Portland Fire confirmed that Washington witnessed the incident, jumped in before emergency crews arrived and grabbed the toddler from the arms of the father. Once she saw the toddler, she knew she had to do something.

“In my mind, I’m just thinking ‘I have to get this baby.’ That’s the only thing I was thinking: ‘I have to get this baby,” said Washington.

Ronald Briggs, father of two of the victims, said he and his wife were getting in their vehicle to go to the store when they heard a thunderous noise.

“The next we know we heard a loud boom. And my wife’s like, ‘Oh my god, their car is on fire,'” Briggs said, according to KGW. 

“They jumped up — they was walking up toward the house. They were walking up the hill and they slid back down and my daughter tried her boyfriend, her baby’s daddy with the baby — and her foot touched the wire,” said Briggs.

“My son, my 15-year-old, tried to go down and I told him, ‘Don’t go down there — try to get away from them.’ And he… he died too,” said Briggs.

According to family, Ta’Ron Briggs was identified as the 15-year-old victim. The family’s daughter “Tajalea” and mother of the surviving toddler was 21-years-old and six-months pregnant at the time of the tragedy. The father of the 2-year-old surviving child was known by the name “Nash.”

“It just hurt. Seeing my kids dying — can’t do nothing about it,” said Briggs. “I have 6 kids. I lost two of them in one day.”

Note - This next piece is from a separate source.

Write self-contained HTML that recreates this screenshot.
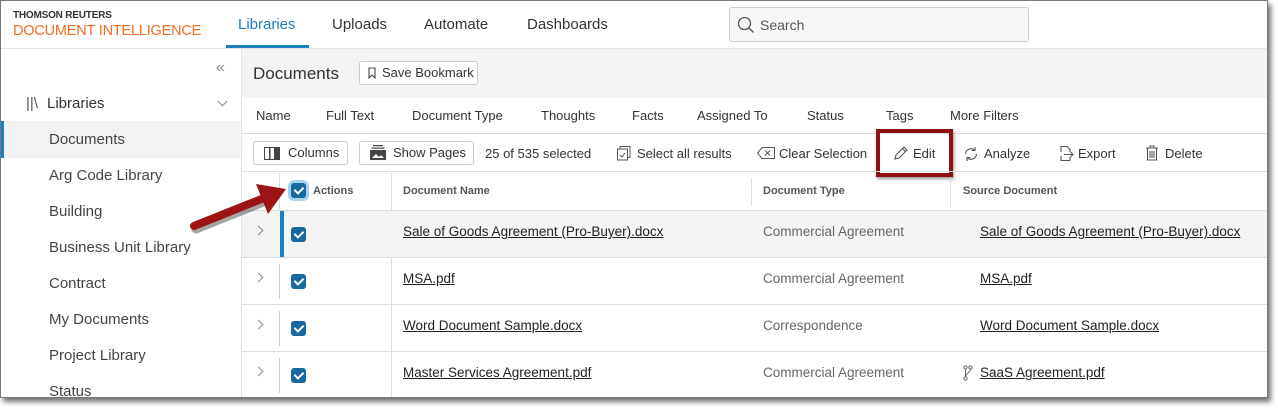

Ta’Ron Briggs was a 10th grade student at Milwaukie High School. The school sent out an email to parents and students saying they will be offering support for students and staff as they grieve his death.

Portland Fire and Rescue stressed the importance of not going near any fallen wire, as it could be live, and if someone is ever caught in a situation inside their car with a wire on top, they should never leave the vehicle, the New York Post reported.

“If it is indeed a live wire that’s going to cause you issue, we can get the power company started, they can de-energize the lines,” Graves said. “As long as you’re in your vehicle and you have that rubber from the tires connected to the ground, you’re grounded, you’re safe.”

Dameon Pesanti with Clark Public Utilities also said people should always assume wires are live. Never touch them or contact anything a downed line is touching.